14th Deadly Sin
- First edition
- Author: James Patterson & Maxine Paetro
- Language: English
- Series: Women's Murder Club
- Genre: Thriller novel
- Publisher: Little, Brown and Co.
- Publication date: May 4, 2015
- Publication place: United States
- Media type: Print (hardcover)
- Pages: 349 pp (first edition, hardcover)
- ISBN: 0-316-40702-X (for first hardcover edition)
- Preceded by: Unlucky 13

= 14th Deadly Sin =

2015 book by James Patterson and Maxine Paetro

14th Deadly Sin, written by James Patterson and Maxine Paetro, is the fourteenth book of the Women's Murder Club series, which currently numbers twenty-three books.

==Plot==
This book has two main plots and a number of subplots. Detective Lindsay Boxer is attending a birthday party for one of the girls in her group, dubbed by themselves as the Women's Murder Club. As has happened several years in a row on this birthday, she is called away to examine a murder of a woman in a public area and this time in broad daylight with many persons around. Lindsay, with the help of her husband, tracks down leads to find who is responsible for these killings and why.

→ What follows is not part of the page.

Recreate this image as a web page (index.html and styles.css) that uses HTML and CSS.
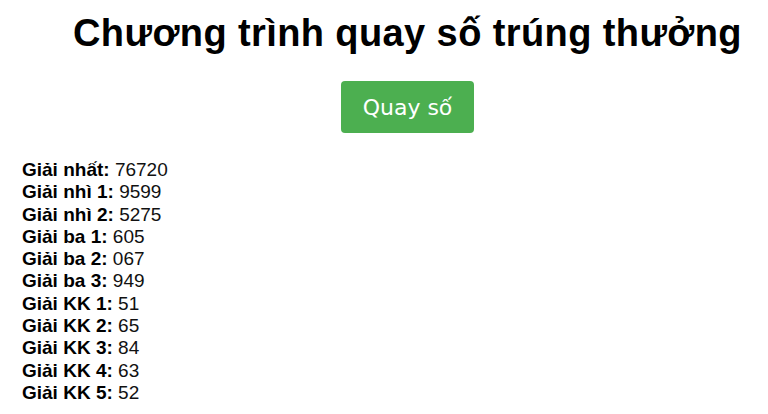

The second major plot involves a series of robberies, some involving murders, committed by persons in masks and police windbreakers. This series of crimes has shaken the police department badly. The so-called "Windbreaker Cops" must be found and stopped. It is even possible they are cops rubbing shoulders with Lindsay.

==Reviews==
This book appeared on the USA Today bestseller list for at least 19 weeks and was at one point the top book on this list. The Bookreporter website has a very favorable review of this book. The review says, "Many people consider the Women’s Murder Club to be Patterson’s best collaborative series. If you haven’t yet had the pleasure of sampling the canon, 14th DEADLY SIN is an excellent place to jump on."